At the moment I have enough money for food and a roof over my head, and that’s more than most people in the world, so I’m grateful for what I do have.
12) Who are your favourite authors? Why do they mean so much to you?
Alan Garner, Clive Barker, Tad Williams, Ian Irvine, C J Cherryh, Neil Gaiman, C S Lewis and many others. Most have been favourites since I was very young, which is why they’re so important to me - they were each instrumental, in their own way, in charting my course - convincing me that being an author was what I wanted to do.
As it turned out, I didn’t do that well at school and to this day I don’t really have what I believe are now called transferable skills - so writing is the closest thing I’ve ever had to a career, I guess.

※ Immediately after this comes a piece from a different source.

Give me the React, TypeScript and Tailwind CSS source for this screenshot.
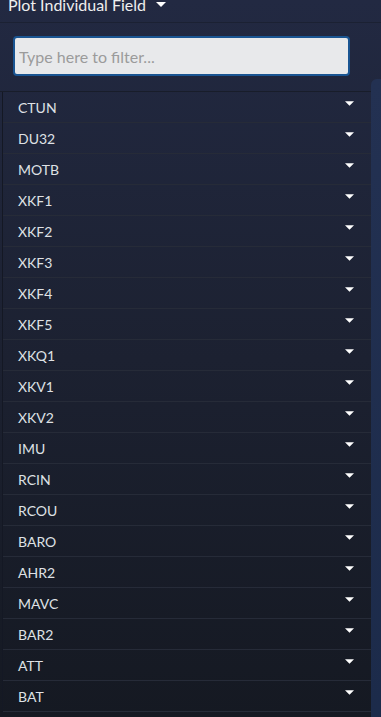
import React from 'react';

const fields = [
  'CTUN', 'DU32', 'MOTB', 'XKF1', 'XKF2', 'XKF3', 'XKF4', 'XKF5', 'XKQ1', 'XKV1',
  'XKV2', 'IMU', 'RCIN', 'RCOU', 'BARO', 'AHR2', 'MAVC', 'BAR2', 'ATT', 'BAT',
];

const Caret: React.FC<{ className?: string }> = ({ className }) => (
  <svg viewBox="0 0 10 5" className={className} fill="currentColor">
    <path d="M0 0 L10 0 L5 5 Z" />
  </svg>
);

const App: React.FC = () => {
  return (
    <div
      className="h-screen overflow-hidden bg-gradient-to-b from-[#222942] via-[#1c2131] to-[#151922] text-white"
      style={{ fontFamily: 'Lato, "Open Sans", sans-serif' }}
    >
      {/* Header */}
      <div className="-mt-[9px] h-[32px] flex items-center pb-[4px] px-2 border-b border-[#1b2133]">
        <span className="text-[16px] text-[#eeeeee]">Plot Individual Field</span>
        <Caret className="ml-[10px] w-[10px] h-[5px] text-white" />
      </div>

      {/* Filter */}
      <div className="pt-[13px] pb-[3px] pl-[13px]">
        <input
          type="text"
          placeholder="Type here to filter..."
          className="w-[337px] h-[40px] rounded-[4px] border-2 border-[#1a5592] bg-[#e8e9eb] px-[4px] text-[16px] text-[#333] placeholder:text-[#9b9b9b] outline-none"
        />
      </div>

      {/* List + side panel */}
      <div className="flex h-full">
        <div className="flex-1">
          <div className="h-[12px]" />
          <div className="border-t border-[#181d2a]">
            <div className="ml-[2px] border-l border-[#141824] h-full">
              {fields.map((name) => (
                <div
                  key={name}
                  className="h-[31px] flex items-center justify-between pl-[15px] pr-[17px] border-b border-[#262b38]"
                >
                  <span className="text-[14px] text-[#dfe1e5]">{name}</span>
                  <Caret className="self-start mt-[9px] w-[9px] h-[5px] text-white" />
                </div>
              ))}
              <div className="h-[31px]" />
            </div>
          </div>
        </div>
        <div className="w-[10px] rounded-tl-[6px] bg-gradient-to-b from-[#233152] to-[#1b2a49]" />
      </div>
    </div>
  );
};

export default App;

13) I could ask a hundred questions more, but let me finish with this one: What is your latest work, and why should we read it? Can you describe it with three words for us curious noses? :-)
My latest completed work is „The Switch“, a sci-fi / futuristic novelette which is something of a departure from my usual work. This is coming out very shortly (on April 22nd).
My main work in progress is the first volume in a new fantasy series, „The Heralds of Misfortune“, which looks like it may extend to six large books. Considering all the writing, editing and marketing to do, that’s as frightening to me as anything in any of my works...
Thanks for taking the time and reminding us that dark things also need a place in our world.